There is one further fact from the recent past that might provide a key to unlocking this problem: What leaders find compelling or important can be recalibrated from below.
The last Trump presidency was also the era of the youth climate movement, of Greta Thunberg and mass popular protests — with many of the big leadership decisions beginning on the streets.
“We created the conditions where it didn’t feel so scary to be courageous,” said one of the youth movement’s leaders, German activist Luisa Neubauer. That went for both the most powerful and powerless, she said.
On U.S. election night, Neubauer waited with thousands at a would-be victory party for Democratic candidate Kamala Harris at Howard University in Washington, D.C. Eventually, the mood turned sour.
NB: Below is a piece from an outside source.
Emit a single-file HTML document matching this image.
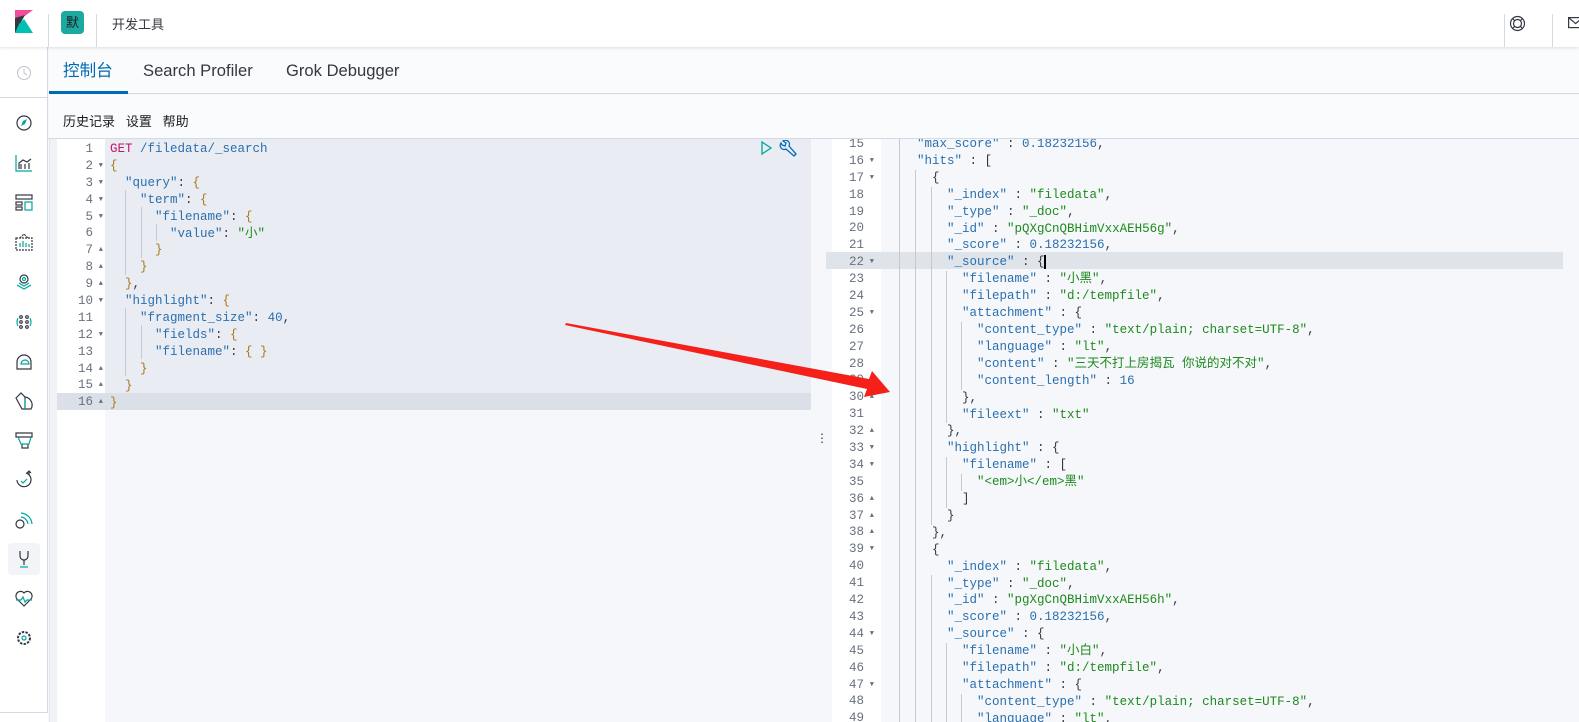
<!DOCTYPE html>
<html><head><meta charset="utf-8">
<style>
*{margin:0;padding:0;box-sizing:border-box}
body{width:1579px;height:722px;overflow:hidden;background:#f5f7fa;font-family:"Liberation Sans","Noto Sans CJK SC",sans-serif;position:relative;color:#343741}
.abs{position:absolute}
.code{font-family:"Liberation Mono","Noto Sans CJK SC",monospace;font-size:12.5px;line-height:16.9px;white-space:pre}
.k{color:#2a6fae}.s{color:#1e8a1e}.n{color:#2a6fae}.p{color:#343741}.b{color:#a87a1a}.g{color:#c4146a}
.ln{font-family:"Liberation Mono",monospace;font-size:12.5px;color:#69707d}
.ln div{height:16.9px;line-height:16.9px;text-align:right;padding-right:12px;position:relative}
.ln i{position:absolute;right:2px;top:0;font-style:normal;font-size:7px;line-height:16.9px}
.gl{position:absolute;width:1px;background:#c5c9d1}
.tab{position:absolute;top:0;height:47px;line-height:47px;font-size:16.6px;color:#343741}
</style></head><body>
<!-- header -->
<div class="abs" style="left:0;top:0;width:1579px;height:47px;background:#fff;box-shadow:0 1px 3px rgba(0,0,0,.12);z-index:3">
  <svg class="abs" style="left:15px;top:10px" width="18" height="23" viewBox="0 0 18 23"><polygon points="0,0 18,0 0,13" fill="#f04e98"/><polygon points="0,8 10,5 0,23" fill="#343741"/><polygon points="4,14 9,9 18,23 0,23" fill="#00bfb3"/></svg>
  <div class="abs" style="left:48px;top:14px;width:1px;height:33px;background:#d3dae6"></div>
  <div class="abs" style="left:61px;top:11px;width:23px;height:23px;border-radius:4px;background:#1ba9a0;color:#1a1c21;font-size:13px;line-height:23px;text-align:center">默</div>
  <div class="abs" style="left:96px;top:14px;width:1px;height:33px;background:#d3dae6"></div>
  <div class="abs" style="left:112px;top:14px;font-size:13px;color:#343741">开发工具</div>
  <div class="abs" style="left:1504px;top:14px;width:1px;height:33px;background:#d3dae6"></div>
  <svg class="abs" style="left:1509px;top:15px" width="17" height="17" viewBox="0 0 17 17" fill="none" stroke="#343741" stroke-width="1.2"><circle cx="8.5" cy="8.5" r="7"/><circle cx="8.5" cy="8.5" r="4"/><path d="M3.5 3.5l2.2 2.2M13.5 3.5l-2.2 2.2M3.5 13.5l2.2-2.2M13.5 13.5l-2.2-2.2"/></svg>
  <div class="abs" style="left:1552px;top:14px;width:1px;height:33px;background:#d3dae6"></div>
  <svg class="abs" style="left:1568px;top:17px" width="14" height="12" viewBox="0 0 14 12" fill="none" stroke="#343741" stroke-width="1.2"><rect x="0.6" y="0.6" width="14" height="10"/><path d="M0.6 0.6l7 6 7-6"/></svg>
</div>
<!-- sidebar -->
<div class="abs" style="left:0;top:47px;width:48px;height:675px;background:#fff;border-right:1px solid #d3dae6;z-index:2">
  <div class="abs" style="left:0;top:50px;width:48px;height:1px;background:#d3dae6"></div>
  <svg class="abs" style="left:16px;top:18px" width="16" height="16" viewBox="0 0 16 16" fill="none" stroke="#c2c6cc" stroke-width="1.1"><circle cx="8" cy="8" r="6.5"/><path d="M8 4v4l3 2"/></svg>
  <div class="abs" style="left:8px;top:496px;width:32px;height:32px;border-radius:4px;background:#f2f4f8"></div>
</div>
<svg class="abs" style="left:0;top:0;z-index:4" width="48" height="660" fill="none" stroke-width="1.2">
 <g stroke="#343741"><circle cx="24" cy="123" r="7"/></g><path d="M21 126l2-5 4-2-2 5z" fill="#00a69b"/>
 <g transform="translate(16,155)"><path d="M0 0v16h16" stroke="#00a69b"/><path d="M3 14v-6l4-3 4 2 4-3M5 14v-5M9 14v-5M13 14v-6" stroke="#343741"/></g>
 <g transform="translate(16,195)"><rect x="0" y="0" width="16" height="4" stroke="#343741"/><rect x="0" y="7" width="6" height="3" stroke="#343741"/><rect x="0" y="12" width="6" height="3" stroke="#343741"/><rect x="9" y="7" width="7" height="8" stroke="#00a69b"/></g>
 <g transform="translate(16,234)"><path d="M0 4h16v12H0zM4 4l4-4 4 4" stroke="#343741" stroke-dasharray="2 1"/><path d="M4 13V9M7 13V7M10 13V9M13 13v-3" stroke="#00a69b"/></g>
 <g transform="translate(16,274)"><circle cx="8" cy="5" r="4" stroke="#343741"/><circle cx="8" cy="5" r="1.5" stroke="#00a69b"/><path d="M1 11l7 4 7-4M3 9l5 3 5-3" stroke="#00a69b"/></g>
 <g transform="translate(16,314)" stroke="#343741"><circle cx="5" cy="3" r="1.3"/><circle cx="11" cy="3" r="1.3"/><circle cx="5" cy="8" r="1.3"/><circle cx="11" cy="8" r="1.3"/><circle cx="5" cy="13" r="1.3"/><circle cx="11" cy="13" r="1.3"/><path d="M2 4Q0 8 2 12M14 4q2 4 0 8" stroke="#00a69b"/></g>
 <g transform="translate(16,353)"><path d="M1 16V9a7 7 0 0 1 14 0v7z" stroke="#343741"/><path d="M5 11a4 4 0 0 1 8 0z" stroke="#00a69b"/></g>
 <g transform="translate(16,393)"><path d="M0 5l5-5 4 4v12H6zM9 4a8 8 0 0 1 6 12H9" stroke="#343741"/><path d="M9 16V6" stroke="#00a69b"/></g>
 <g transform="translate(16,432)"><path d="M0 1h16v4H0zM6 12v4h6v-4" stroke="#343741"/><path d="M2 5l3 7h8l2-7" stroke="#00a69b"/></g>
 <g transform="translate(16,472)"><path d="M10 1a7 7 0 1 1-9 7" stroke="#343741"/><path d="M13 3V0M11 1l2-2 2 2" stroke="#343741"/><path d="M5 9l2 2 4-4" stroke="#00a69b"/></g>
 <g transform="translate(16,512)"><path d="M4 16a4 4 0 1 1 0-8 4 4 0 0 1 0 8" stroke="#343741"/><path d="M5 5a8 8 0 0 1 7 7M5 1a12 12 0 0 1 11 11" stroke="#00a69b"/></g>
 <g transform="translate(16,551)"><path d="M4 0v5a4 4 0 0 0 8 0V0M8 9v5" stroke="#343741"/><path d="M4 16h8" stroke="#00a69b"/></g>
 <g transform="translate(16,591)"><path d="M8 15L1 8a4 4 0 0 1 7-6 4 4 0 0 1 7 6z" stroke="#343741"/><path d="M0 9h5l2-3 2 5 2-2h5" stroke="#00a69b"/></g>
 <g transform="translate(16,630)"><circle cx="8" cy="8" r="6" stroke="#343741" stroke-dasharray="2.4 1.3" stroke-width="2"/><circle cx="8" cy="8" r="2" stroke="#00a69b"/></g>
</svg>
<div class="abs" style="left:0;top:712px;width:48px;height:10px;border-top:1px solid #d3dae6;background:#fff;z-index:4"></div>
<!-- tabs -->
<div class="abs" style="left:49px;top:47px;width:1530px;height:47px;background:#fafbfd;border-bottom:1px solid #d3dae6">
  <div class="tab" style="left:14px;color:#006bb4">控制台</div>
  <div class="abs" style="left:0;top:44px;width:79px;height:3px;background:#006bb4"></div>
  <div class="tab" style="left:94px">Search Profiler</div>
  <div class="tab" style="left:237px">Grok Debugger</div>
</div>
<div class="abs" style="left:49px;top:95px;width:1530px;height:44px;background:#fafbfd;border-bottom:1px solid #d3dae6">
  <div class="abs" style="left:14px;top:16px;font-size:13px;color:#1a1c21">历史记录&nbsp;&nbsp;&nbsp;设置&nbsp;&nbsp;&nbsp;帮助</div>
</div>
<!-- left editor -->
<div class="abs" style="left:49px;top:139px;width:8px;height:583px;background:#f0f2f6;border-left:1px solid #e3e7ee"></div>
<div class="abs" style="left:57px;top:139px;width:48px;height:583px;background:#fff"></div>
<div class="abs" style="left:105px;top:139px;width:706px;height:254px;background:#e9ecf3"></div>
<div class="abs" style="left:57px;top:393px;width:754px;height:17px;background:#dbe0e8"></div>
<div class="abs" style="left:105px;top:410px;width:706px;height:312px;background:#f5f7fa"></div>
<div class="abs ln" style="left:57px;top:141px;width:48px">
<div>1</div><div>2<i>▼</i></div><div>3<i>▼</i></div><div>4<i>▼</i></div><div>5<i>▼</i></div><div>6</div><div>7<i>▲</i></div><div>8<i>▲</i></div><div>9<i>▲</i></div><div>10<i>▼</i></div><div>11</div><div>12<i>▼</i></div><div>13</div><div>14<i>▲</i></div><div>15<i>▲</i></div><div>16<i>▲</i></div>
</div>
<div class="gl" style="left:125px;top:190px;height:85px"></div>
<div class="gl" style="left:141px;top:207px;height:51px"></div>
<div class="gl" style="left:156px;top:224px;height:17px"></div>
<div class="gl" style="left:125px;top:308px;height:68px"></div>
<div class="gl" style="left:141px;top:325px;height:34px"></div>
<div class="abs code" style="left:110px;top:141px"><span class="g">GET</span> <span class="k">/filedata/_search</span>
<span class="b">{</span>
  <span class="k">"query"</span><span class="p">: </span><span class="b">{</span>
    <span class="k">"term"</span><span class="p">: </span><span class="b">{</span>
      <span class="k">"filename"</span><span class="p">: </span><span class="b">{</span>
        <span class="k">"value"</span><span class="p">: </span><span class="s">"小"</span>
      <span class="b">}</span>
    <span class="b">}</span>
  <span class="b">}</span><span class="p">,</span>
  <span class="k">"highlight"</span><span class="p">: </span><span class="b">{</span>
    <span class="k">"fragment_size"</span><span class="p">: </span><span class="n">40</span><span class="p">,</span>
      <span class="k">"fields"</span><span class="p">: </span><span class="b">{</span>
      <span class="k">"filename"</span><span class="p">: </span><span class="b">{ }</span>
    <span class="b">}</span>
  <span class="b">}</span>
<span class="b">}</span></div>
<svg class="abs" style="left:760px;top:140px" width="38" height="18" viewBox="0 0 38 18" fill="none" stroke-width="1.3"><path d="M2 2v12l9-6z" stroke="#00a69b"/><path d="M21 3a4 4 0 0 0 5 6l8 7 2-2-7-8a4 4 0 0 0-6-5l3 2-1 3-3-1z" stroke="#006bb4"/></svg>
<!-- splitter -->
<div class="abs" style="left:811px;top:139px;width:21px;height:583px;background:#f5f7fa"></div>
<div class="abs" style="left:816px;top:432px;font-size:12px;color:#343741;line-height:12px">⋮</div>
<!-- right editor -->
<div class="abs" style="left:832px;top:139px;width:49px;height:583px;background:#fff"></div>
<div class="abs" style="left:826px;top:252px;width:737px;height:17px;background:#dfe3ea"></div>
<div class="abs" style="left:826px;top:139px;width:50px;height:583px;overflow:hidden">
<div class="ln" style="position:absolute;left:0;top:-3px;width:50px">
<div>15</div><div>16<i>▼</i></div><div>17<i>▼</i></div><div>18</div><div>19</div><div>20</div><div>21</div><div>22<i>▼</i></div><div>23</div><div>24</div><div>25<i>▼</i></div><div>26</div><div>27</div><div>28</div><div>29</div><div>30<i>▲</i></div><div>31</div><div>32<i>▲</i></div><div>33<i>▼</i></div><div>34<i>▼</i></div><div>35</div><div>36<i>▲</i></div><div>37<i>▲</i></div><div>38<i>▲</i></div><div>39<i>▼</i></div><div>40</div><div>41</div><div>42</div><div>43</div><div>44<i>▼</i></div><div>45</div><div>46</div><div>47<i>▼</i></div><div>48</div><div>49</div>
</div></div>
<div class="gl" style="left:899px;top:139px;height:583px"></div>
<div class="gl" style="left:915px;top:170px;height:552px"></div>
<div class="gl" style="left:931px;top:187px;height:338px"></div>
<div class="gl" style="left:931px;top:575px;height:147px"></div>
<div class="gl" style="left:946px;top:271px;height:152px"></div>
<div class="gl" style="left:946px;top:457px;height:51px"></div>
<div class="gl" style="left:946px;top:643px;height:79px"></div>
<div class="gl" style="left:961px;top:322px;height:68px"></div>
<div class="gl" style="left:961px;top:474px;height:17px"></div>
<div class="gl" style="left:961px;top:694px;height:28px"></div>
<div class="abs" style="left:881px;top:139px;width:690px;height:583px;overflow:hidden">
<div class="abs code" style="left:6px;top:-3px">    <span class="k">"max_score"</span> : <span class="n">0.18232156</span>,
    <span class="k">"hits"</span> : [
      {
        <span class="k">"_index"</span> : <span class="s">"filedata"</span>,
        <span class="k">"_type"</span> : <span class="s">"_doc"</span>,
        <span class="k">"_id"</span> : <span class="s">"pQXgCnQBHimVxxAEH56g"</span>,
        <span class="k">"_score"</span> : <span class="n">0.18232156</span>,
        <span class="k">"_source"</span> : {<span style="border-left:2px solid #000;margin-left:-1px"></span>
          <span class="k">"filename"</span> : <span class="s">"小黑"</span>,
          <span class="k">"filepath"</span> : <span class="s">"d:/tempfile"</span>,
          <span class="k">"attachment"</span> : {
            <span class="k">"content_type"</span> : <span class="s">"text/plain; charset=UTF-8"</span>,
            <span class="k">"language"</span> : <span class="s">"lt"</span>,
            <span class="k">"content"</span> : <span class="s">"三天不打上房揭瓦 你说的对不对"</span>,
            <span class="k">"content_length"</span> : <span class="n">16</span>
          },
          <span class="k">"fileext"</span> : <span class="s">"txt"</span>
        },
        <span class="k">"highlight"</span> : {
          <span class="k">"filename"</span> : [
            <span class="s">"&lt;em&gt;小&lt;/em&gt;黑"</span>
          ]
        }
      },
      {
        <span class="k">"_index"</span> : <span class="s">"filedata"</span>,
        <span class="k">"_type"</span> : <span class="s">"_doc"</span>,
        <span class="k">"_id"</span> : <span class="s">"pgXgCnQBHimVxxAEH56h"</span>,
        <span class="k">"_score"</span> : <span class="n">0.18232156</span>,
        <span class="k">"_source"</span> : {
          <span class="k">"filename"</span> : <span class="s">"小白"</span>,
          <span class="k">"filepath"</span> : <span class="s">"d:/tempfile"</span>,
          <span class="k">"attachment"</span> : {
            <span class="k">"content_type"</span> : <span class="s">"text/plain; charset=UTF-8"</span>,
            <span class="k">"language"</span> : <span class="s">"lt"</span>,</div>
</div>
<div class="abs" style="left:0;top:138px;width:1579px;height:1px;background:#d3dae6"></div>
<!-- arrow -->
<svg class="abs" style="left:0;top:0;z-index:5" width="1579" height="722"><polygon points="566,323 869,379 872,371 890,392 864,397 867,389 565,325" fill="#f5201a"/></svg>
</body></html>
“Everyone was lost for words,” she said. Then the search for a scapegoat began. To Neubauer, it looked like the response to a bad breakup: “You don’t want to cope with your feelings and you start punching around.”
That sentiment will be hard to control. Last time, climate activists channeled it into action. This time it risks curdling into despair. A second Trump term won’t automatically spark another uprising.
This is the moment, Neubauer said, “to train thousands of activists to be more strategic and to not fall for cynicism.” This is the moment, she said, for “working and chipping in when it’s getting really dark and when there is no miracle in sight.”
Karl Mathiesen reported from London. Sue Allan contributed reporting from Toronto. Clea Caulcutt contributed reporting from Paris.